Media meanwhile continues to play the ocean of propaganda for promoting thoughtless obsessions of tradition. The quoted sources are just a few cases in view. The mass weddings are reported with credit going to the NGOs that are financing the poor to get married. Virtually no pen-holder spares time or cares enough to critically look at the toll it takes on the life of individuals, the nation, and the human race in the long run. Or else we would be hearing questions like ‘How much financial aid will these same NGOs spare each family with the birth of every new child?’ and ‘Do these NGOs ensure that the couples will not produce kids that they can’t bring up as independent and useful citizens of the state?’ The apparently charitable act of supporting poor masses to satiate tradition has dismal fallout for the families and the nation at large. For the NGOs, however, it is instant publicity, meaning prospects of getting more funds and hence more profit for these so-called ‘non-profit’ bodies.

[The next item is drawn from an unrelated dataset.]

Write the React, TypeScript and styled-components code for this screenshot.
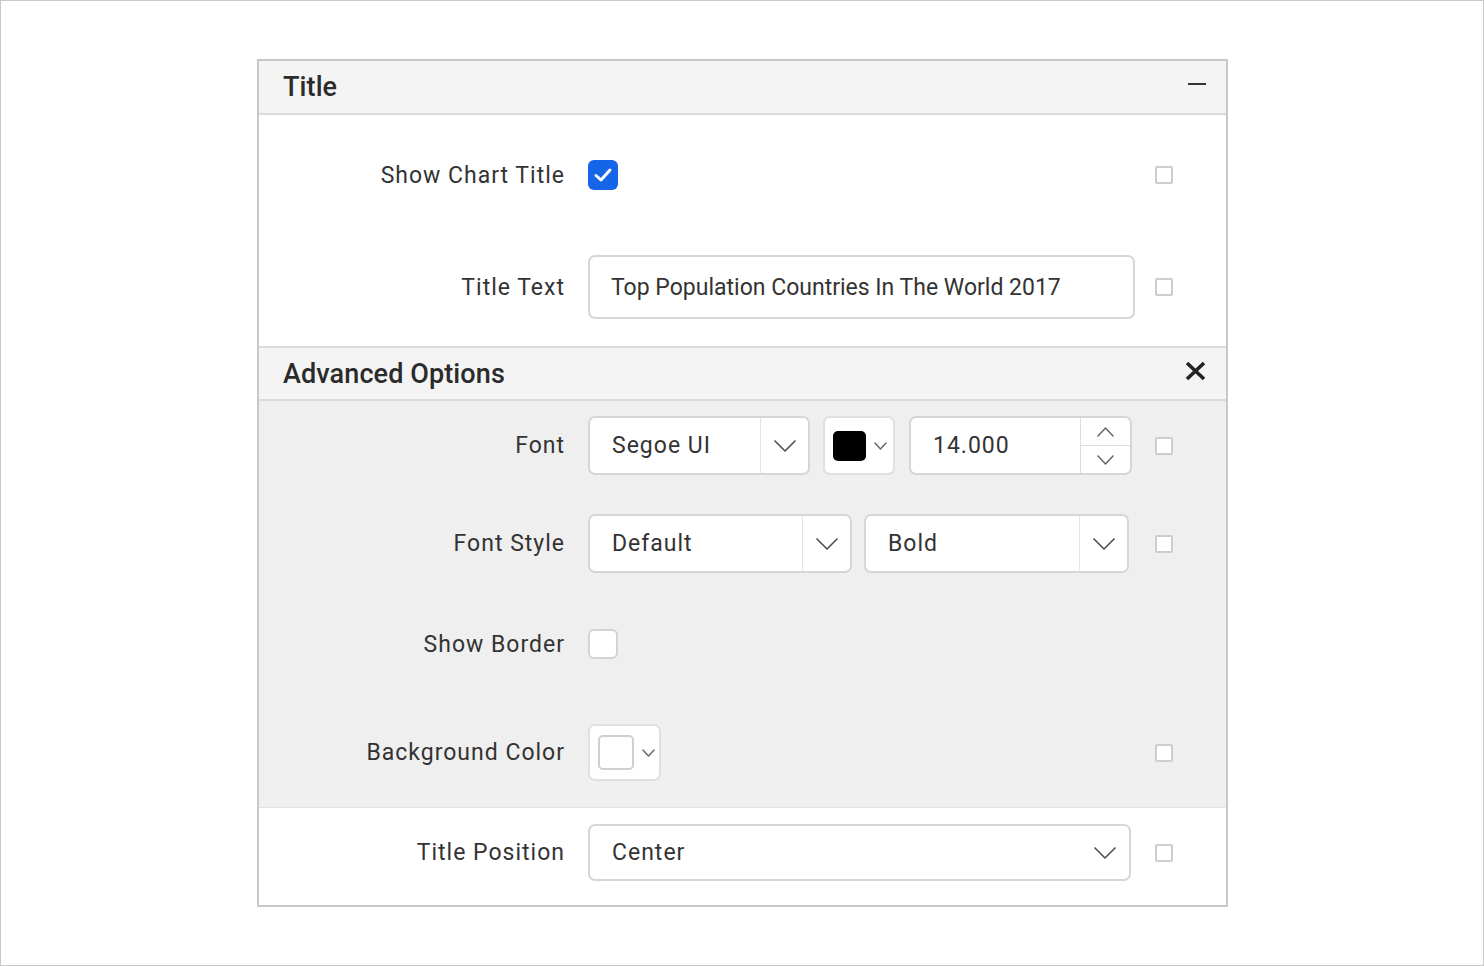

Currently, Pakistan has to support about 180 million people while the country is plagued with poverty, terrorism, corruption, mismanagement, and lack of resources and technology for developing its industry and export. Do poor Pakistani couples care? If they don’t, then maybe it doesn’t matter for them to tie the knot. What does it matter if they don’t know that the knot they are tying today is going to grow tight around their neck, and that of their nation.